11. A brazeless heat exchanger according to claim 10, wherein

a. said means cooperating with said second header includes a partitioning member,

b. said second header having a slot to receive said partitioning member,

c. and the cooperation between said partitioning member and said slot serving to define said manifold chambers and to position said core unit in a rotary sense.
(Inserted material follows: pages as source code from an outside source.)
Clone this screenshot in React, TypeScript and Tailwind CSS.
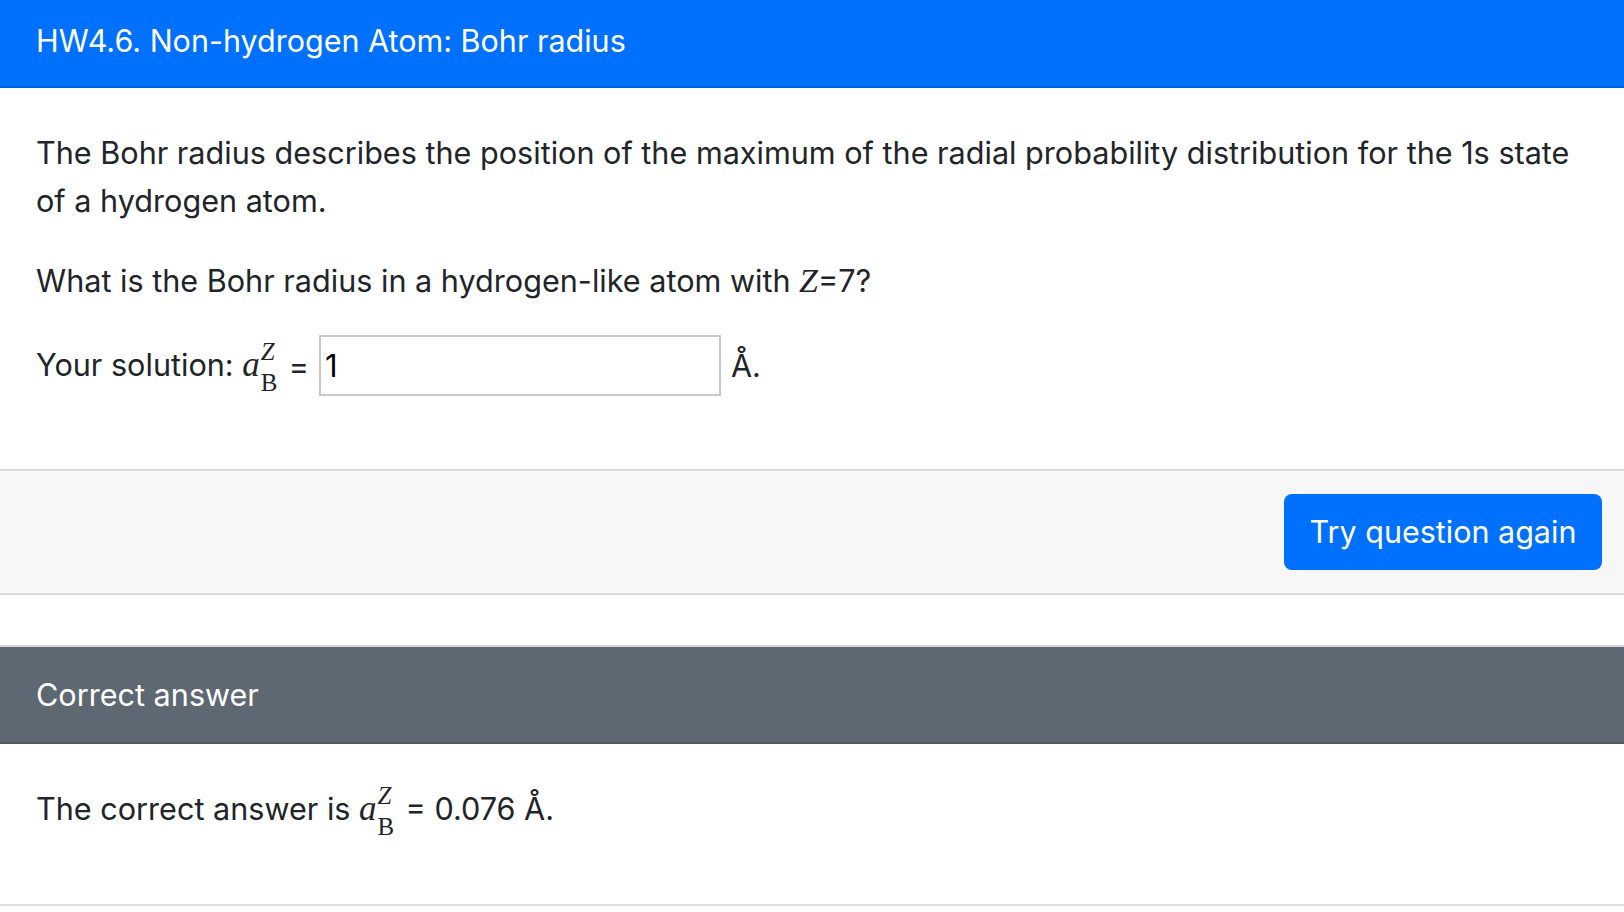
import React from "react";

function Aeff() {
  return (
    <span className="font-['Liberation_Serif',serif]">
      <span className="italic text-[35px]">a</span>
      <span className="relative inline-block w-[20px] h-[1px]">
        <span className="absolute left-[1px] bottom-[12px] italic text-[25px] leading-none">Z</span>
        <span className="absolute left-[1px] top-[-5px] text-[25px] leading-none">B</span>
      </span>
    </span>
  );
}

export default function App() {
  return (
    <div className="w-[1624px] h-[912px] overflow-hidden bg-white font-['Inter',sans-serif] text-[30.6px] leading-[48px] text-[#212529]">
      <div className="h-[88px] bg-[#0070ff] border-b-2 border-[#0062dd] px-[36px] pb-[4px] flex items-center text-white text-[30.5px]">
        HW4.6. Non-hydrogen Atom: Bohr radius
      </div>

      <div className="pl-[36px] pr-[40px] pt-[41px] pb-[73px]">
        <p>
          The Bohr radius describes the position of the maximum of the radial probability distribution for the 1s state
          of a hydrogen atom.
        </p>
        <p className="mt-[32px]">
          What is the Bohr radius in a hydrogen-like atom with{" "}
          <span className="font-['Liberation_Serif',serif] italic text-[34px]">Z</span>=7?
        </p>
        <div className="mt-[30px] flex items-center h-[61px]">
          <span>
            Your solution:&nbsp;
            <Aeff />
          </span>
          <span className="ml-[9px] mr-[10px]">=</span>
          <input
            readOnly
            value="1"
            className="h-[61px] w-[402px] border-2 border-[#c8c8c8] px-[4px] text-[31px] text-black outline-none"
          />
          <span className="ml-[10px]">Å.</span>
        </div>
      </div>

      <div className="h-[126px] bg-[#f7f7f7] border-y-2 border-[#dedede] flex items-center justify-end pr-[22px]">
        <button className="h-[76px] w-[318px] rounded-[8px] bg-[#0070ff] text-white text-[30.5px]">
          Try question again
        </button>
      </div>

      <div className="h-[50px]" />

      <div className="h-[99px] bg-[#5e6872] border-t-2 border-[#d9d9d9] border-b-2 border-b-[#4f5962] px-[36px] flex items-center text-white">
        Correct answer
      </div>
      <div className="h-[162px] border-b-2 border-[#dedede] px-[36px] pt-[41px]">
        <p>
          The correct answer is&nbsp;
          <Aeff />
          <span className="ml-[9px]">= 0.076 Å.</span>
        </p>
      </div>
    </div>
  );
}
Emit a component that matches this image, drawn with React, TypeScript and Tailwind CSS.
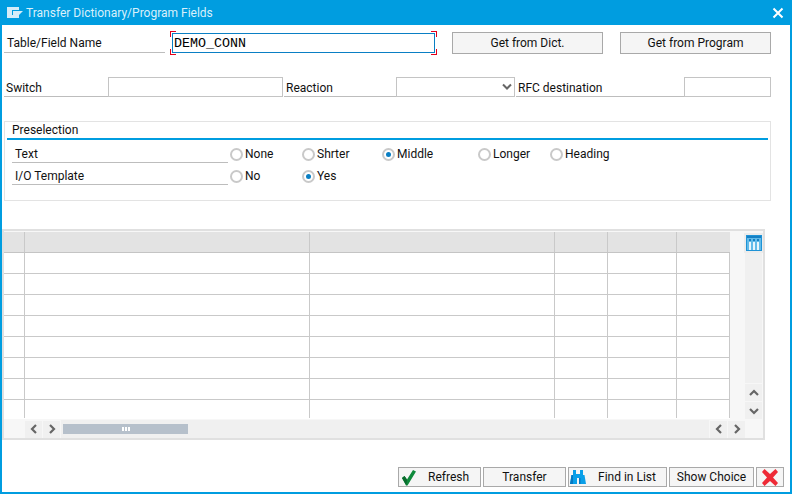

12. A brazeless heat exchanger of the tube and shell type, including

a. a tubular shell,

b. spaced apart apertured headers in said shell,

c. heat exchange tubes positioning longitudinally in said shell and having their end received in apertures in said headers,

d. said tubes forming a tube assembly peripherally spaced from the said inner wall of said shell to be substantially unsupported thereby and said tube assembly and said headers forming a core unit,

e. a seal by-pass member in an encircling relation to said tube assembly and occupying the space between said tube assembly and the said inner wall and of said shell in substantially mutually contacting relation to said inner wall and to at least some of the peripherally positioning tubes of the tube assembly,

f. said seal by-pass member being made of a flexible yielding material,

g. inlet and outlet ports in said shell for a first fluid and positioning between said headers whereby said first fluid entering said shell by way of said inlet port may flow over and around said tubes and exit by way of said outlet port,

h. means inhibiting the escape of said first fluid over the periphery of said headers and said seal by-pass member inhibiting by-passing flow of said first fluid around said tube assembly,

i. and baffle means installed in said core unit anchoring said seal bypass member to said core unit and guiding said first fluid in its flow between said inlet and said outlet for advantageous use of available heat transfer surface in said tube assembly,

j. another fluid flowing through said tubes and being in heat transfer relation through the tube walls with said first fluid.